HANS PETER DOSKOZIL, Landeshauptmann

 

 

Burgenland als Vorbild in der EU

Auch bei der Sozialpolitik kann man die Analogie zum Doppelpassspiel herstellen. Das Burgenland setzt nämlich die Standards nicht nur um, sondern ist Vorreiter und Beispiel in Europa zur Verbesserung dieser. Landesrat Heinrich Dorner hat dem Europäischen Ausschuss der Regionen bereits zwei Mal Berichte zum Thema Pflege vorgelegt, die dort mit überwältigender Mehrheit angenommen wurden.

Auch andere Themen wie Mindestlohn, leistbares Wohnen, Arbeit und Integration in den Arbeitsmarkt sind Themen, die in Brüssel bearbeitet werden und bei denen man mit Interesse auf die Lösungen im Burgenland blickt. Selbst in EU-internen Papieren tauchte das burgenländische Pflegemodell bereits auf. Vielleicht liegt das auch daran, dass wir uns intensiv und konstruktiv einbringen, neue Ideen vorstellen und diese mit Spitzenvertretern diskutieren. Der Burgenländische Landtag tauschte sich bereits im Jahr 2021 mit dem für Soziales zuständigen EU-Kommissar Nicolas Schmit in Brüssel aus.
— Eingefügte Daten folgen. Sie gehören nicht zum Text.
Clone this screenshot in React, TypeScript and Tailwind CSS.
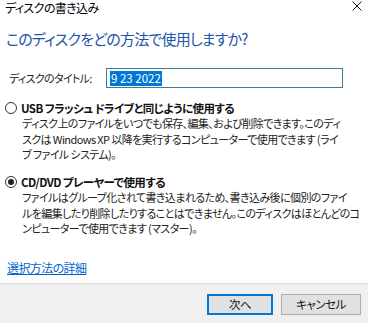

Auf der anderen Seite stellte Soziallandesrat Leonhard Schneemann dem EU-Botschafter in Österreich, Martin Selmayr, bei einem Besuch im Burgenland konkrete Projekte in der Praxis vor. Die finanziellen Mittel dafür kommen übrigens auch aus dem Europäischen Sozialfonds, mit dem uns die EU wiederum unterstützt.

Burgenländische Lösungen

Die burgenländischen Lösungen in der Sozialpolitik haben auch das Interesse anderer Mitgliedstaaten der EU geweckt. Neben Belgien und Italien wurde vor allem in Deutschland darüber in vielen Medien berichtet. Wenn es um Sozialpolitik geht, spielt das Burgenland in Brüssel in der ersten Liga. Mit unserer Doppelpass- Strategie wird das auf absehbare Zeit auch so bleiben. Nicht als Selbstzweck, sondern zur Sicherstellung eines Fundaments, auf das die Menschen bauen können.